Before giving the Olivet Discourse, Jesus had used lightning to describe the coming of the kingdom of God: 

“The kingdom of God does not come with observation.… For as the lightning that flashes out of one part under heaven shines to the other part under heaven, so also the Son of Man will be in His day” (Luke 17:20, 24). David Brown says,

When the whole polity of the Jews, civil and ecclesiastical alike, was broken up at once, and its continuance rendered impossible by the destruction of Jerusalem, it became as manifest to all as the lightning of heaven that the kingdom of God had ceased to exist in its old, and had entered on a new and perfectly different form.5

The lightning, the Son of Man, and the kingdom of God were not coming “with signs to be observed” (Luke 17:24 NASB), but they were coming. The disciples understood this: a few weeks after the Olivet Discourse, Stephen stood trial for saying, “This Nazarene, Jesus, will destroy this place and alter the customs which Moses handed down” (Acts 6:14).

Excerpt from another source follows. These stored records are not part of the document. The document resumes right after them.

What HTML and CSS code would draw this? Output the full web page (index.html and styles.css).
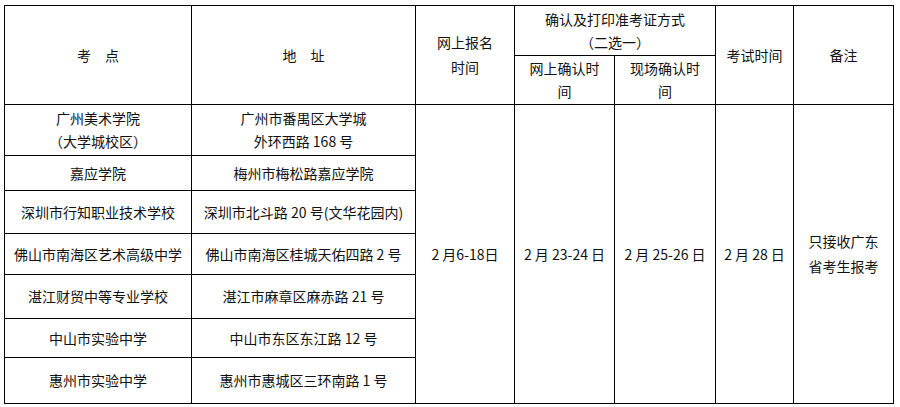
FILE: index.html
```html
<!DOCTYPE html>
<html lang="zh-CN">
<head>
<meta charset="utf-8">
<title>考点安排</title>
<link rel="stylesheet" href="styles.css">
</head>
<body>
<table class="schedule">
  <colgroup>
    <col class="c-site">
    <col class="c-addr">
    <col class="c-reg">
    <col class="c-online">
    <col class="c-onsite">
    <col class="c-exam">
    <col class="c-note">
  </colgroup>
  <thead>
    <tr class="h1">
      <th rowspan="2">考　点</th>
      <th rowspan="2">地　址</th>
      <th rowspan="2">网上报名<br>时间</th>
      <th colspan="2" class="tight">确认及打印准考证方式<br>（二选一）</th>
      <th rowspan="2">考试时间</th>
      <th rowspan="2">备注</th>
    </tr>
    <tr class="h2">
      <th class="tight">网上确认时<br>间</th>
      <th class="tight">现场确认时<br>间</th>
    </tr>
  </thead>
  <tbody>
    <tr class="r1">
      <td class="tight">广州美术学院<br>（大学城校区）</td>
      <td class="tight">广州市番禺区大学城<br>外环西路 168 号</td>
      <td rowspan="7">2 月6-18日</td>
      <td rowspan="7">2 月 23-24 日</td>
      <td rowspan="7">2 月 25-26 日</td>
      <td rowspan="7">2 月 28 日</td>
      <td rowspan="7">只接收广东<br>省考生报考</td>
    </tr>
    <tr class="r2">
      <td>嘉应学院</td>
      <td>梅州市梅松路嘉应学院</td>
    </tr>
    <tr class="r3">
      <td>深圳市行知职业技术学校</td>
      <td>深圳市北斗路 20 号(文华花园内)</td>
    </tr>
    <tr class="r4">
      <td>佛山市南海区艺术高级中学</td>
      <td>佛山市南海区桂城天佑四路 2 号</td>
    </tr>
    <tr class="r5">
      <td>湛江财贸中等专业学校</td>
      <td>湛江市麻章区麻赤路 21 号</td>
    </tr>
    <tr class="r6">
      <td>中山市实验中学</td>
      <td>中山市东区东江路 12 号</td>
    </tr>
    <tr class="r7">
      <td>惠州市实验中学</td>
      <td>惠州市惠城区三环南路 1 号</td>
    </tr>
  </tbody>
</table>
</body>
</html>
```

FILE: styles.css
```css
html, body {
  margin: 0;
  padding: 0;
  background: #ffffff;
}

body {
  padding: 5px 0 0 4px;
  font-family: "Noto Sans CJK SC", "Noto Sans", sans-serif;
  font-size: 14px;
  color: #111111;
}

.schedule {
  border-collapse: collapse;
  table-layout: fixed;
  width: 889px;
}

.schedule th,
.schedule td {
  border: 1px solid #000000;
  padding: 0;
  text-align: center;
  vertical-align: middle;
  font-weight: normal;
  line-height: 25px;
  white-space: nowrap;
}

.schedule .tight {
  line-height: 23px;
}

.c-site { width: 187px; }
.c-addr { width: 224px; }
.c-reg { width: 99px; }
.c-online { width: 100px; }
.c-onsite { width: 101px; }
.c-exam { width: 78px; }
.c-note { width: 100px; }

.h1 { height: 50px; }
.h2 { height: 49px; }
.r1 { height: 51px; }
.r2 { height: 35px; }
.r3 { height: 43px; }
.r4 { height: 41px; }
.r5 { height: 44px; }
.r6 { height: 39px; }
.r7 { height: 46px; }
```
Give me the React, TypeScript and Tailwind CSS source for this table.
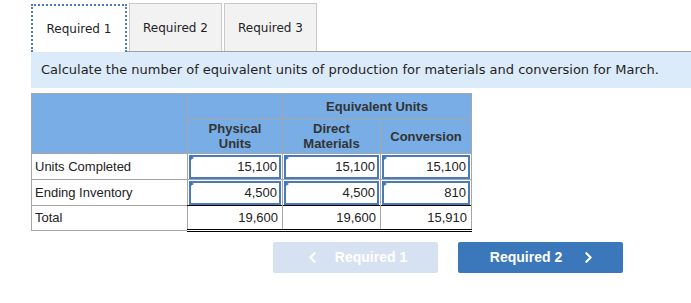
import { ChevronLeft, ChevronRight } from 'lucide-react';
import { clsx } from 'clsx';

const rows = [
  { label: 'Units Completed', physical: '15,100', materials: '15,100', conversion: '15,100', input: true },
  { label: 'Ending Inventory', physical: '4,500', materials: '4,500', conversion: '810', input: true },
  { label: 'Total', physical: '19,600', materials: '19,600', conversion: '15,910', input: false },
];

const tabs = ['Required 1', 'Required 2', 'Required 3'];

// Blue-bordered entry cell with the little marker in its top-left corner
const InputCell = ({ value }: { value: string }) => (
  <td className="border border-[#a6a6a6] p-0 h-[26px]">
    <div className="relative h-[24px] mx-px border-2 border-[#4b7ab8] flex items-center justify-end pr-[2px]">
      <span className="absolute -left-[2px] -top-[2px] w-0 h-0 border-y-[3px] border-y-transparent border-l-[5px] border-l-[#3b78c4]" />
      {value}
    </div>
  </td>
);

export default function App() {
  return (
    <div className="w-[691px] h-[303px] bg-white text-[#222] font-['Liberation_Sans',Arial,sans-serif]">
      <div className="flex items-end pl-[31px] pt-[3px] gap-[2px] font-['DejaVu_Sans',Verdana,sans-serif] text-[12px] whitespace-nowrap">
        {tabs.map((t, i) => (
          <div
            key={t}
            className={clsx(
              'h-[48px] flex items-center justify-center',
              i === 0
                ? 'w-[96px] bg-white border-2 border-dotted border-[#4a7cc0] border-b-0 relative z-10 -mb-px'
                : 'w-[93px] bg-[#f2f2f2] border border-[#c9c9c9] border-b-0'
            )}
          >
            {t}
          </div>
        ))}
      </div>

      <div className="ml-[31px] h-[37px] border-t border-[#a0a0a0] bg-[#dcebf9] flex items-center pl-[10px] font-['DejaVu_Sans',Verdana,sans-serif] text-[13px] text-[#1f1f1f]">
        Calculate the number of equivalent units of production for materials and conversion for March.
      </div>

      <table className="ml-[31px] mt-[5px] border-collapse text-[13px] w-[440px] table-fixed">
        <colgroup>
          <col className="w-[156px]" />
          <col className="w-[95px]" />
          <col className="w-[98px]" />
          <col className="w-[91px]" />
        </colgroup>
        <thead className="bg-[#78ade5] font-bold text-[#333] text-center leading-[15px]">
          <tr className="h-[26px]">
            <th rowSpan={2} className="border border-[#a6a6a6]" />
            <th className="border border-[#a6a6a6]" />
            <th colSpan={2} className="border border-[#a6a6a6]">Equivalent Units</th>
          </tr>
          <tr className="h-[34px]">
            <th className="border border-[#a6a6a6] pb-px">Physical<br />Units</th>
            <th className="border border-[#a6a6a6] pb-px">Direct<br />Materials</th>
            <th className="border border-[#a6a6a6] pb-px">Conversion</th>
          </tr>
        </thead>
        <tbody>
          {rows.map((r) =>
            r.input ? (
              <tr key={r.label}>
                <td className="border border-[#a6a6a6] h-[26px] pl-[3px]">{r.label}</td>
                <InputCell value={r.physical} />
                <InputCell value={r.materials} />
                <InputCell value={r.conversion} />
              </tr>
            ) : (
              <tr key={r.label}>
                <td className="border border-[#a6a6a6] h-[25px] pl-[3px]">{r.label}</td>
                {[r.physical, r.materials, r.conversion].map((v, i) => (
                  <td
                    key={i}
                    className="border border-[#a6a6a6] border-t-black border-b-[3px] border-b-black border-double text-right pr-[4px]"
                  >
                    {v}
                  </td>
                ))}
              </tr>
            )
          )}
        </tbody>
      </table>

      <div className="flex pl-[273px] gap-[20px] mt-[10px] text-[14px] font-bold text-white">
        <button className="w-[165px] h-[31px] rounded-[2px] bg-[#d6e2f1] flex items-center justify-center gap-[14px]">
          <ChevronLeft size={17} strokeWidth={3} />
          Required 1
        </button>
        <button className="w-[165px] h-[31px] rounded-[2px] bg-[#3b77bb] flex items-center justify-center gap-[18px] pl-[6px]">
          Required 2
          <ChevronRight size={17} strokeWidth={3} />
        </button>
      </div>
    </div>
  );
}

In the Olivet Discourse, Jesus uses lightning imagery just as the prophets had before him: to signify God’s presence—now, the presence (parousia) of Christ—when he would execute his vengeance judgment on Jerusalem and the temple.

Footnotes

  1. John Gill, An Exposition of the Old and New Testaments, 9 vols. (1809–10; repr., Paris, AR: The Baptist Standard Bearer, 1989), 5:163.
  2. Earl S. Kalland, “Deuteronomy,” in The Expositor’s Bible Commentary, ed. Frank E. Gaebelein, (Grand Rapids: Zondervan, 1992), 215 (emphasis added). Cp. the ESV marginal note: “the lightning of my sword.”
  3. Rick Brannan et al., eds., The Lexham English Septuagint (Bellingham, WA: Lexham Press, 2012), Deut 32:41.
  4. Tacitus, The Histories, ed. Betty Radice, trans. Kenneth Wellesley (New York: Penguin Books, 1998), 287–88 (5.13) (emphasis added).
  5. Robert Jamieson, A. R. Fausset, and David Brown, A Commentary, Critical, Experimental and Practical on the Old and New Testaments, 3 vols. (n.d.; repr., Grand Rapids: Eerdmans, 1976), 3.1:300 (commentary on Luke 17:24) (emphasis added).